Nel corso dell’attività di arresto di Pierluigi Manisco e durante l’attività di perquisizione domiciliare sono stati rinvenuti e quindi sequestrati circa 50 grammi di eroina, già suddivisa in dosi, nascosti in un armadietto presente sia nella camera da letto che nella cucina.

“Chiudiamo la settimana con un buon risultato.
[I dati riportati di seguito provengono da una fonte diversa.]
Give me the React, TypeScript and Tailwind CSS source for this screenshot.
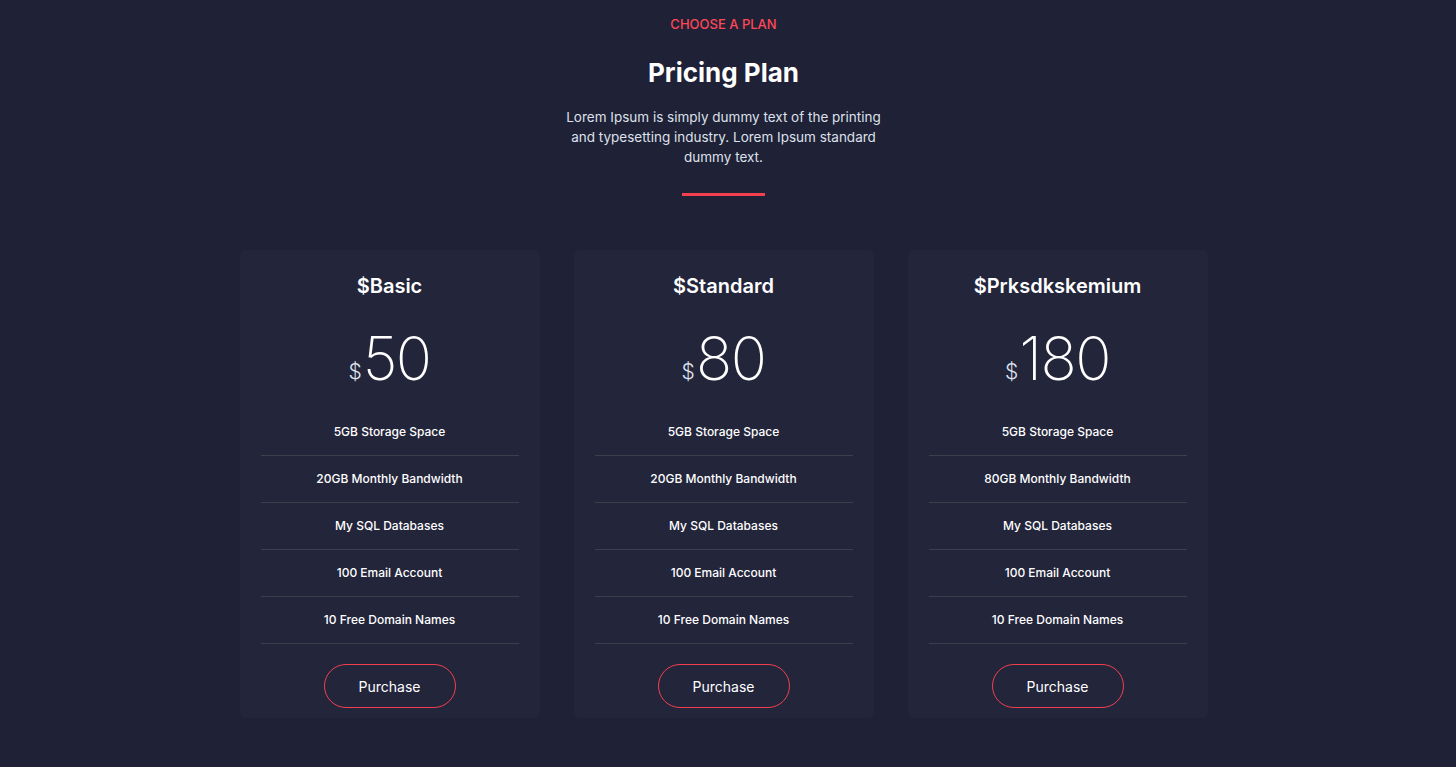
import React from "react";

const plans = [
  { name: "$Basic", price: "50", bandwidth: "20GB" },
  { name: "$Standard", price: "80", bandwidth: "20GB" },
  { name: "$Prksdkskemium", price: "180", bandwidth: "80GB" },
];

const PlanCard = ({ plan }: { plan: (typeof plans)[number] }) => {
  const features = [
    "5GB Storage Space",
    `${plan.bandwidth} Monthly Bandwidth`,
    "My SQL Databases",
    "100 Email Account",
    "10 Free Domain Names",
  ];

  return (
    <div className="w-[300px] bg-[#23253b] rounded-md px-[21px] pt-[23px] pb-[10px] flex flex-col items-center">
      <h3 className="text-[20px] leading-[26px] font-semibold text-white">{plan.name}</h3>

      <div className="mt-[20px] flex items-end text-white h-[70px]">
        <span className="text-[21px] font-light mb-[2px] mr-[1px] text-[#dfe3f0]">$</span>
        <span className="text-[60px] leading-[62px] font-extralight tracking-tight">{plan.price}</span>
      </div>

      <ul className="w-full mt-[20px]">
        {features.map((f) => (
          <li
            key={f}
            className="h-[47px] flex items-center justify-center text-[12px] font-medium text-white border-b border-[#3c3e4c]"
          >
            {f}
          </li>
        ))}
      </ul>

      <button className="mt-[20px] w-[132px] h-[44px] rounded-full border border-[#f2404f] text-white text-[14px]">
        Purchase
      </button>
    </div>
  );
};

export default function App() {
  return (
    <div
      className="min-h-screen bg-[#1f2136] pr-[9px] flex flex-col items-center"
      style={{ fontFamily: "Inter, 'Open Sans', sans-serif" }}
    >
      <p className="mt-[16px] text-[13px] leading-[16px] font-medium uppercase text-[#ff4757]">Choose a plan</p>
      <h2 className="mt-[24px] text-[26px] leading-[34px] font-bold text-white">Pricing Plan</h2>
      <p className="mt-[17px] w-[340px] text-center text-[13.5px] leading-[20px] text-[#dde0ea]">
        Lorem Ipsum is simply dummy text of the printing and typesetting industry. Lorem Ipsum standard dummy text.
      </p>
      <div className="mt-[26px] w-[83px] h-[3px] bg-[#f2404f]" />

      <div className="mt-[54px] flex gap-[34px]">
        {plans.map((p) => (
          <PlanCard key={p.name} plan={p} />
        ))}
      </div>
    </div>
  );
}
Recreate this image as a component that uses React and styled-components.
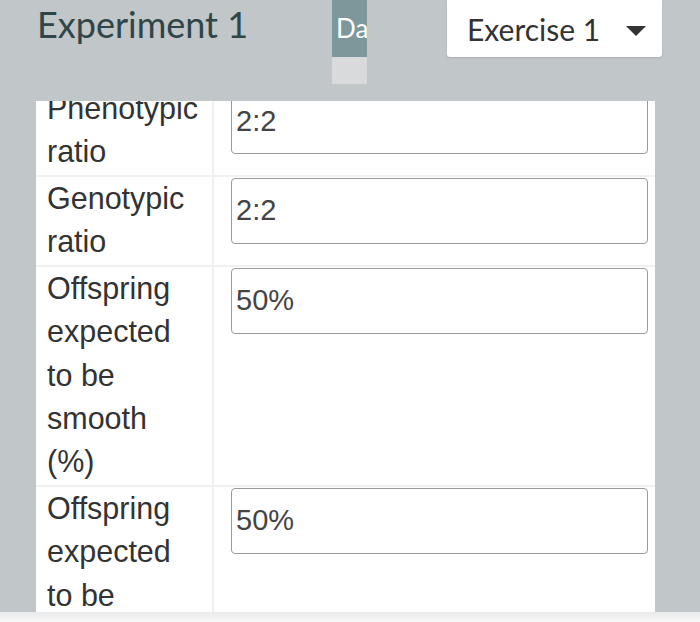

Siamo riusciti a individuare e fermare un gruppo criminale, composto da tre persone più una donna che ha funto da basista degli assalti alla  sede Aci di Lecce”, ha affermato il Questore di Lecce, Leopoldo Laricchia.

“Siamo giunti a questo risultato grazie ai mezzi tecnici installati dai cittadini privati e alle risultanze investigative messe in atto dai nostri agenti.

Il fenomeno rapine a Lecce è un po’ particolare, in quanto in alcuni casi non si tratta di gruppi legati alla criminalità organizzata, bensì, di bande autonome”.

“Nel corso del primo caso siamo rimasti incuriositi dal fatto che una donna fosse stata legata e rinchiusa in un ripostiglio e da quel particolare sono partite le indagini”, ha invece dichiarato il dirigente della Squadra Mobile, Alberto Somma.

“In realtà, la signora altri non era che la moglie di uno dei componenti del gruppo, impiegata in una ditta incaricata di compiere le pulizie all’interno degli uffici dell’Aci.

La visione delle immagini delle telecamere di videosorveglianza presenti in zona, che ci hanno permesso di risalire al mezzo utilizzato; l’ascolto dei testimoni della tentata rapina e di quella consumata, hanno permesso di raccogliere tutta una serie di elementi per chiudere il cerchio”.

Attualmente sono in corso una serie di perquisizioni in casa degli arrestati che hanno portato al rinvenimento di eroina. La pistola con cui sono stati compiuti gli assalti ancora non è stata ritrovata.